In that regard, there’s nothing that La La Land can actually do to break away from the stereotypically drab performances or plot. What is my reason for caring for these characters? This is a genuine question to you, the reader. Please, contact me and tell me why I should care for these characters. This is a cry for help at this point. They aren’t together by the end of the film, so all that build up of their relationship is literally for nothing. I’ve sat through two hours of literally nothing.
To give credit where credit is due, I was expecting a typical romance story, which would have been heartwarming yet cliche. Instead I received a rather upsetting ending that confirmed my obnoxious annoyances with this film to be more than superstition.
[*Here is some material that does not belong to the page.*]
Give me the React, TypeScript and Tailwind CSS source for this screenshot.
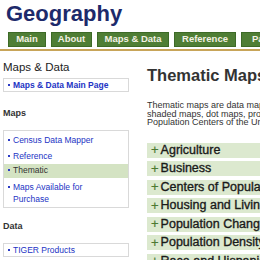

It’s shit, plain and simple. A film failing to capture your attention is a shame, but it becomes a genuine annoyance when they keep winking at the camera and subtly going “do you get it?”. Yeah, I get it, it’s just that it makes no sense given the current context. La La Land is not a smart film, it’s a film that so truly believes itself to be a beautifully adept creation that it manages to convince everyone else as well.
Part musical, part drama, part comedy, wholly shit, La La Land juggles so many different plots and character arcs that it doesn’t know what to do with any of it. Instead of focusing itself and narrowing down one specific story, it decides to spread everything all over the place and shrug it’s shoulders. The more I thought about this film, and the more of it I watched, the more I realised I truly despise it. What it lacks in plot, direction, characters, acting and music, it makes up for in fancy colours and decent camera angles. Other than that, there’s really nothing in this. There’s no other way of describing this film than by swearing about it. So, to that end, La La Land made me want to fucking drown myself while listening to anything that wasn’t the piece of shit soundtrack.